Ist sie ein schlechter Mensch? Sie selbst ist treu. Sie selbst liebt bedingungslos oder gar nicht. Sie würde niemals einen Menschen hintergehen. Aber trotzdem sieht sie sich als schlechten Menschen. Hätte sie seine Freundin gekannt, niemals wäre sie schwach geworden. Was war es? Sie zögert jetzt, es sei schwer, ehrlich zu sein, sagt sie. Nichtmal zu sich selbst konnte sie anfangs ehrlich sein. Es war purer Egoismus. Ja, sogar ein erhabenes Gefühl – ein solcher Mann belügt seine langjährige Freundin für sie. Er stellt sein Verlangen nach ihr über alles. Es ist verboten, ja sogar erbärmlich. Sie verachtet solche Männer. Und auch solche Frauen. Sie ist selbst erschrocken darüber, wie egal ihr das alles ist. Seine Sie verdient so etwas nicht. Sie belügt sich selbst: "Er ist der schlechte Mensch…"

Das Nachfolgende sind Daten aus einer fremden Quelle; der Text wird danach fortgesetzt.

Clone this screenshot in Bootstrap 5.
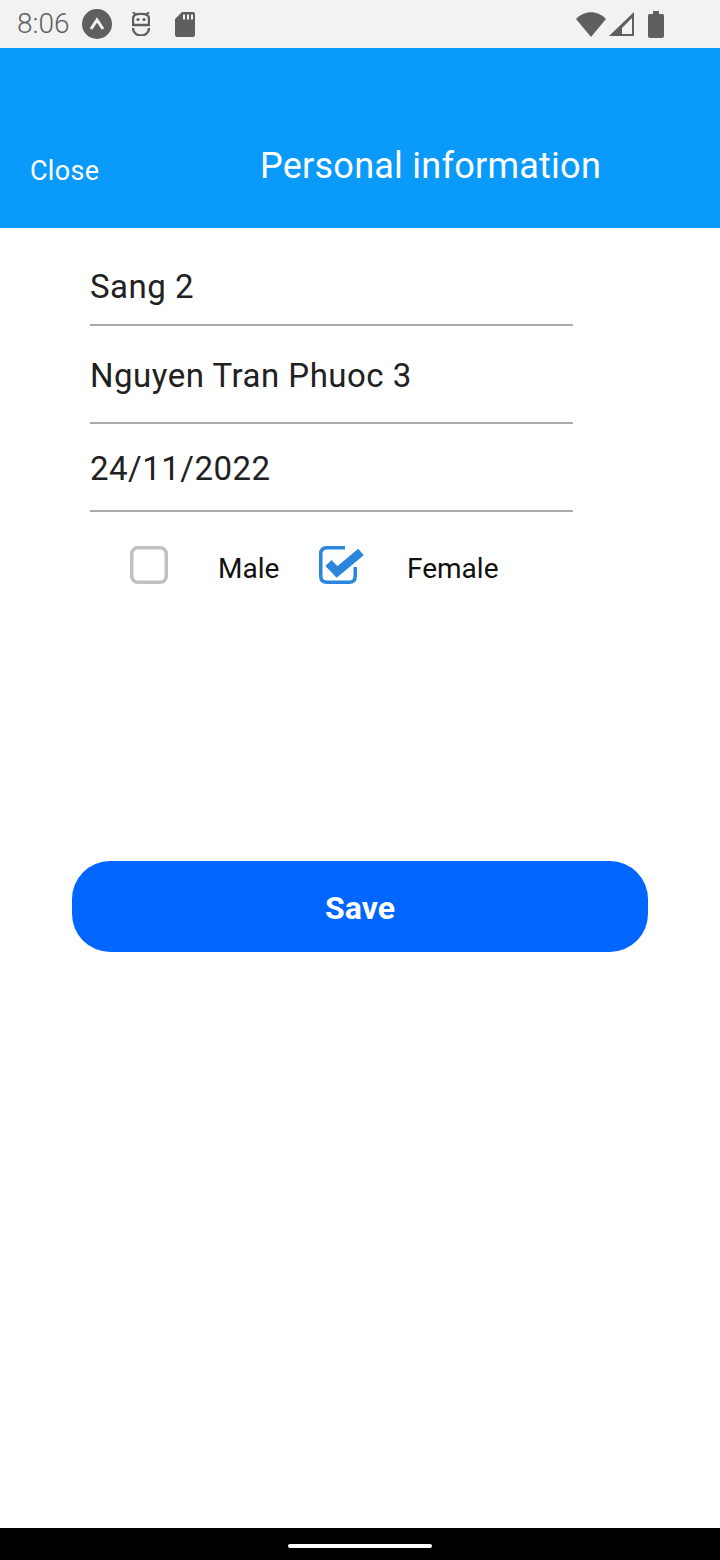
<!DOCTYPE html>
<html lang="en">
<head>
<meta charset="utf-8">
<title>Personal information</title>
<link href="https://cdn.jsdelivr.net/npm/bootstrap@5.3.0/dist/css/bootstrap.min.css" rel="stylesheet">
<style>
html,body{height:1560px;margin:0;background:#fff;font-family:Roboto,"Liberation Sans",sans-serif;overflow:hidden}
.screen{height:1560px}
.statusrow{height:48px;background:#f2f2f2;color:#5f5f5f;padding-left:17px;padding-right:56px}
.clock{font-size:28px;line-height:50px;width:53px;margin-right:12px;white-space:nowrap;font-weight:300}
.ic-a{margin-right:20px}
.ic-r{margin-right:25px}
.ic-w{margin-right:3px}
.ic-s{margin-right:14px}
.headerbar{height:180px;background:#0a9bfa;color:#fff;padding-top:115px}
.closelink{width:260px;padding-left:30px;font-size:27px;line-height:16px;letter-spacing:.3px;height:40px}
.headtitle{font-size:36px;line-height:44px;letter-spacing:.25px;margin-top:-19px;white-space:nowrap}
.fieldline{width:483px;margin-left:90px;border-bottom:2px solid #a9a9a9;font-size:33px;color:#212121;white-space:nowrap;letter-spacing:.5px;flex-shrink:0}
.f1{height:98px;padding-top:35px;line-height:48px}
.f1 span,.f2 span,.f3 span{display:block}
.f2{height:98px;padding-top:26px;line-height:48px}
.f3{height:88px;padding-top:21px;line-height:48px}
.checks{padding-left:130px;margin-top:34px;height:40px;font-size:28px;color:#111;flex-shrink:0}
.glabel{line-height:44px;margin-top:1px}
.lbl-male{margin-left:50px;width:101px}
.lbl-female{margin-left:42px}
.savebtn{display:block;width:576px;height:91px;margin:275px auto 0;background:#0066ff;border:0;border-radius:38px;color:#fff;font-size:32px;font-weight:700;font-family:Roboto,"Liberation Sans",sans-serif;padding:3px 0 0}
.savebtn:hover,.savebtn:focus{background:#0066ff;color:#fff}
.navstrip{height:32px;background:#000}
.pill{width:144px;height:4px;background:#fff;border-radius:2px;margin-top:16px}
</style>
</head>
<body>
<div class="screen d-flex flex-column">
  <div class="statusrow d-flex align-items-center flex-shrink-0">
    <span class="clock">8:06</span>
    <svg width="30" height="30" viewBox="0 0 30 30" class="ic-a"><circle cx="15" cy="15" r="15" fill="#5f5f5f"/><path d="M9 20 15 11l6 9" fill="none" stroke="#f2f2f2" stroke-width="3"/></svg>
    <svg width="18" height="24" viewBox="0 0 18 24" class="ic-r"><path d="M3 3C5 1.500 13 1.500 15 3Q17 4 17 7V13H1V7Q1 4 3 3Z" fill="none" stroke="#5f5f5f" stroke-width="2.400"/><path d="M1 0 4 3M17 0 14 3" stroke="#5f5f5f" stroke-width="2"/><circle cx="6" cy="7.500" r="1.600" fill="#5f5f5f"/><circle cx="12" cy="7.500" r="1.600" fill="#5f5f5f"/><path d="M1 16C1 26 17 26 17 16" fill="none" stroke="#5f5f5f" stroke-width="2.400"/></svg>
    <svg width="20" height="25" viewBox="0 0 20 25"><path d="M7 0H18Q20 0 20 2V23Q20 25 18 25H2Q0 25 0 23V7Z" fill="#5f5f5f"/><path d="M9 2.500v5M13 2.500v5M17 2.500v5" stroke="#f2f2f2" stroke-width="2"/></svg>
    <span class="flex-grow-1"></span>
    <svg width="30" height="25" viewBox="0 0 30 25" class="ic-w"><path d="M0 7C8-2 22-2 30 7L15 25Z" fill="#5f5f5f"/></svg>
    <svg width="25" height="24" viewBox="0 0 25 24" class="ic-s"><path d="M25 0V24H0Z" fill="#5f5f5f"/><path d="M13 22V16L23 6V22Z" fill="#f2f2f2"/></svg>
    <svg width="16" height="27" viewBox="0 0 16 27"><path d="M5 3V0H11V3H14Q16 3 16 5V25Q16 27 14 27H2Q0 27 0 25V5Q0 3 2 3Z" fill="#5f5f5f"/></svg>
  </div>
  <div class="headerbar d-flex flex-shrink-0">
    <div class="closelink">Close</div>
    <div class="headtitle">Personal information</div>
  </div>
  <div class="fieldline f1"><span>Sang 2</span></div>
  <div class="fieldline f2"><span>Nguyen Tran Phuoc 3</span></div>
  <div class="fieldline f3"><span>24/11/2022</span></div>
  <div class="checks d-flex">
    <svg width="38" height="38" viewBox="0 0 38 38" class="flex-shrink-0"><rect x="1.750" y="1.750" width="34.500" height="34.500" rx="6" fill="none" stroke="#c0c0c0" stroke-width="3.500"/></svg>
    <div class="glabel lbl-male">Male</div>
    <svg width="46" height="38" viewBox="0 0 46 38" class="flex-shrink-0"><path d="M26 1.750H8Q1.750 1.750 1.750 8V30Q1.750 36.250 8 36.250H30Q36.250 36.250 36.250 30V21" fill="none" stroke="#2a86dc" stroke-width="3.500"/><path d="M9.500 17 18 26 42 6" fill="none" stroke="#2a86dc" stroke-width="8.500"/></svg>
    <div class="glabel lbl-female">Female</div>
  </div>
  <button type="button" class="btn savebtn flex-shrink-0">Save</button>
  <div class="navstrip d-flex justify-content-center flex-shrink-0 mt-auto"><div class="pill"></div></div>
</div>
<script src="https://cdn.jsdelivr.net/npm/bootstrap@5.3.0/dist/js/bootstrap.bundle.min.js"></script>
</body>
</html>
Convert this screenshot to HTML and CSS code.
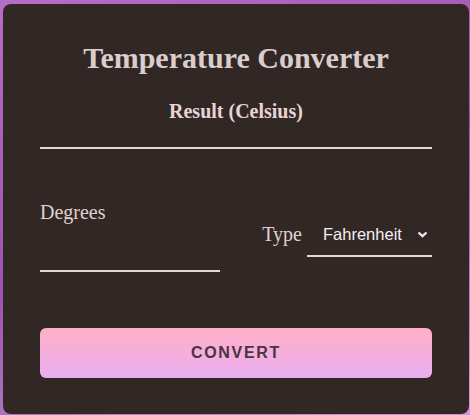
FILE: index.html
```html
<!DOCTYPE html>
<html>
<head>
<meta charset="utf-8">
<link rel="stylesheet" href="styles.css">
</head>
<body>
<div class="card">
  <h1 class="title">Temperature Converter</h1>
  <div class="result-label">Result (Celsius)</div>
  <div class="result-line"></div>
  <div class="row">
    <div class="degrees">
      <label class="label">Degrees</label>
      <div class="degrees-line"></div>
    </div>
    <div class="type">
      <span class="label">Type</span>
      <div class="select">
        <span class="select-text">Fahrenheit</span>
        <svg class="chev" width="11" height="7" viewBox="0 0 11 7"><path d="M1.5 1.5 L5.5 5.2 L9.5 1.5" fill="none" stroke="#f2e8ec" stroke-width="2.3"/></svg>
      </div>
    </div>
  </div>
  <button class="btn">CONVERT</button>
</div>
</body>
</html>
```
FILE: styles.css
```css
html, body { margin: 0; padding: 0; }
body {
  width: 470px;
  height: 415px;
  overflow: hidden;
  background: linear-gradient(160deg, #b36ec6 0%, #9a55b0 50%, #c89ad6 100%);
  font-family: "Liberation Serif", "Times New Roman", serif;
}
.card {
  margin: 4px 0 0 3px;
  width: 466px;
  height: 410px;
  box-sizing: border-box;
  background: #312826;
  border-radius: 8px;
  padding: 36px 37px 0;
  display: flex;
  flex-direction: column;
}
.title {
  margin: 0;
  font-size: 30px;
  font-weight: bold;
  color: #dccdcd;
  text-align: center;
  line-height: 36px;
}
.result-label {
  margin-top: 24px;
  font-size: 20px;
  font-weight: bold;
  color: #e8d4d6;
  text-align: center;
  line-height: 22px;
}
.result-line {
  margin-top: 25px;
  height: 2px;
  background: #e6d8d8;
}
.row {
  margin-top: 52px;
  display: flex;
  justify-content: space-between;
  align-items: center;
}
.degrees { width: 180px; display: flex; flex-direction: column; }
.label {
  font-size: 20px;
  color: #e2d0d0;
  line-height: 22px;
}
.degrees-line {
  margin-top: 47px;
  height: 2px;
  background: #e6d8d8;
}
.type {
  display: flex;
  align-items: baseline;
  gap: 5px;
}
.type .label { position: relative; top: 1px; }
.select {
  width: 125px;
  height: 40px;
  box-sizing: border-box;
  border-bottom: 2px solid #e6d8d8;
  display: flex;
  align-items: center;
  justify-content: space-between;
  padding: 0 4px 3px 16px;
}
.select-text {
  font-family: "Liberation Sans", Arial, sans-serif;
  font-size: 16.5px;
  color: #f4eef0;
}
.btn {
  margin-top: 56px;
  height: 50px;
  border: none;
  border-radius: 6px;
  background: linear-gradient(180deg, #ffaec6 0%, #e9aff1 100%);
  font-family: "Liberation Sans", Arial, sans-serif;
  font-weight: bold;
  font-size: 16px;
  letter-spacing: 1.7px;
  color: #4b3343;
}
```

Seine Sie hat es rausbekommen. Sie hat ihm verziehen. Mehr oder weniger. Und jetzt? Sie begegnen sich manchmal. Sie haben manchmal auch noch Kontakt. Wenig Reue. Wenig schlechtes Gewissen. Sie weiß bis heute dieses Verlangen und diese Anziehungskraft nicht zu deuten. Es flaut nicht ab und wird nicht weniger. Je mehr Verbot, desto mehr Begierde. Würde sie es wieder tun? Sie zögert erneut, holt tief Luft.  Ihre Antwort ist verwerflich, sie weiß es selbst…Sie würde. Mit diesem Mann würde sie jeder Zeit jede Moral vergessen. Und das ohne jede Emotion.